The Reserva de la Biosfera Sian Ka’an offers a real-world case. Punta Allen, a village inside the reserve, combines traditional fishing, mangrove protection and community management. The cooperative there demonstrates how local stewardship can maintain fish stocks and mangrove health, benefiting both livelihoods and the wider marine ecosystem.
Savoirs en milpa
Why do these practices persist? The answer lies in a worldview that does not separate humans from nature. Maya cosmology embeds reciprocity: land is a partner, not merely a resource. Concepts such as k'ul (sacredness) and the symbolic importance of the ceiba tree (ya’ax ché) guide how spaces are used and respected. These are cultural regulations functioning as ecological safeguards.
Historically, the milpa evolved as a response to the Yucatán’s thin soils and seasonal rainfall. By combining species with complementary nutrient needs and rooting depths, families obtain food security while maintaining soil cover year-round. This low-input, high-resilience agriculture is a model for climate-adaptive farming today, particularly in regions facing unpredictable rains.
Local knowledge also includes precise hydrological awareness. Generations of observation teach where water gathers, how seasonal floods behave and which plant species indicate water quality. These insights have practical value for modern conservation and for tourists who want to understand the landscape beyond beaches and ruins.
Ombres et futurs
However, contradictions remain. The Riviera Maya’s rapid tourism growth brings resorts, roads and pressure on freshwater. Unregulated septic systems, groundwater extraction and land clearing threaten cenotes and coral reefs. Some traditional practices are under strain as younger generations migrate or shift to wage labor tied to tourism.
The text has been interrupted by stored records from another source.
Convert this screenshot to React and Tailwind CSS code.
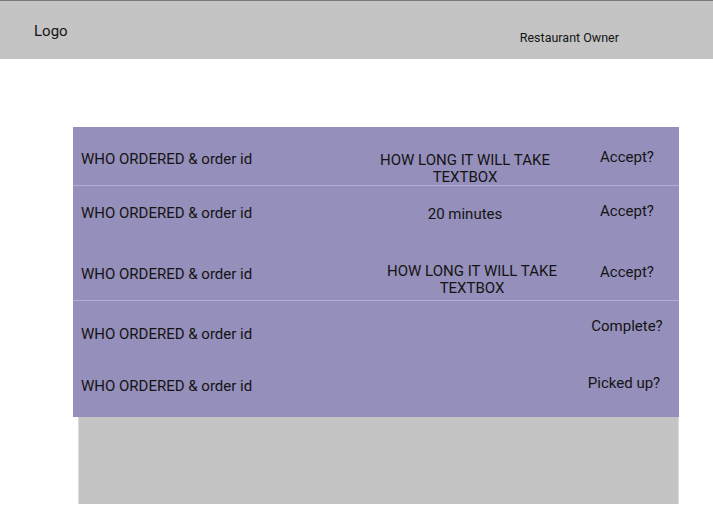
import React from 'react';

const rows = [
  {
    who: 'pt-[24px]',
    mid: 'HOW LONG IT WILL TAKE TEXTBOX',
    midCls: 'pt-[25px] px-[20px]',
    action: 'Accept?',
    actCls: 'pt-[22px]',
    h: 'h-[59px]',
    border: 'border-b border-[#b3afd0]',
  },
  {
    who: 'pt-[19px]',
    mid: '20 minutes',
    midCls: 'pt-[20px] px-[20px]',
    action: 'Accept?',
    actCls: 'pt-[17px]',
    h: 'h-[56px]',
    border: '',
  },
  {
    who: 'pt-[24px]',
    mid: 'HOW LONG IT WILL TAKE TEXTBOX',
    midCls: 'pt-[21px] pl-[27px] pr-[13px]',
    action: 'Accept?',
    actCls: 'pt-[22px]',
    h: 'h-[59px]',
    border: 'border-b border-[#b3afd0]',
  },
  {
    who: 'pt-[25px]',
    mid: '',
    midCls: '',
    action: 'Complete?',
    actCls: 'pt-[17px]',
    h: 'h-[58px]',
    border: '',
  },
  {
    who: 'pt-[19px]',
    mid: '',
    midCls: '',
    action: 'Picked up?',
    actCls: 'pt-[16px] pr-[6px]',
    h: 'h-[58px]',
    border: '',
  },
];

export default function App() {
  return (
    <div className="w-[713px] h-[511px] bg-white font-['Roboto',sans-serif] text-[#141414] overflow-hidden">
      {/* header */}
      <div className="h-[59px] bg-[#c4c4c4] border-t border-[#7a7a7a] flex items-start justify-between">
        <div className="pl-[34px] pt-[21px] text-[15px] leading-[18px]">Logo</div>
        <div className="pr-[94px] pt-[29px] text-[12.5px] leading-[15px]">Restaurant Owner</div>
      </div>

      <div className="pt-[68px] pl-[73px]">
        {/* orders list */}
        <div className="w-[606px] bg-[#958fbb] text-[15px] leading-[17px]">
          {rows.map((r, i) => (
            <div key={i} className={`grid grid-cols-[282px_220px_104px] ${r.h} ${r.border}`}>
              <div className={`pl-[8px] ${r.who}`}>WHO ORDERED &amp; order id</div>
              <div className={`text-center ${r.midCls}`}>{r.mid}</div>
              <div className={`text-center ${r.actCls}`}>{r.action}</div>
            </div>
          ))}
        </div>
        <div className="ml-[5px] w-[601px] h-[87px] bg-[#c4c4c4] border-l border-r border-[#dcdcdc]" />
      </div>
    </div>
  );
}
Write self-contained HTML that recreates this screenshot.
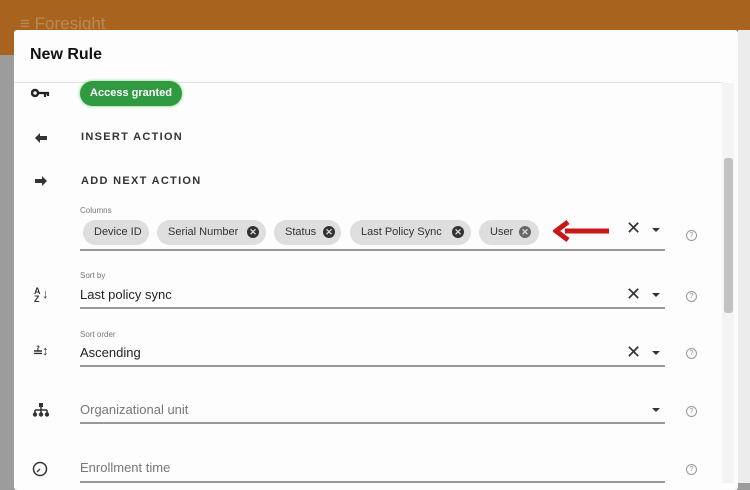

Yet innovation is possible. Several hotels and community projects now invest in nature-based wastewater treatment, mangrove restoration and regenerative tourism experiences that fund conservation. Collaborations between NGOs, local cooperatives in Punta Allen and authorities in Tulum aim to merge traditional knowledge with scientific monitoring. These are encouraging, though fragile, advances.
For travelers: choose tours led by local Maya guides, participate in a milpa workshop, avoid single-use plastics, and respect cenote access rules. Small decisions support community economies and help maintain the ecological balance the Maya have been protecting for centuries.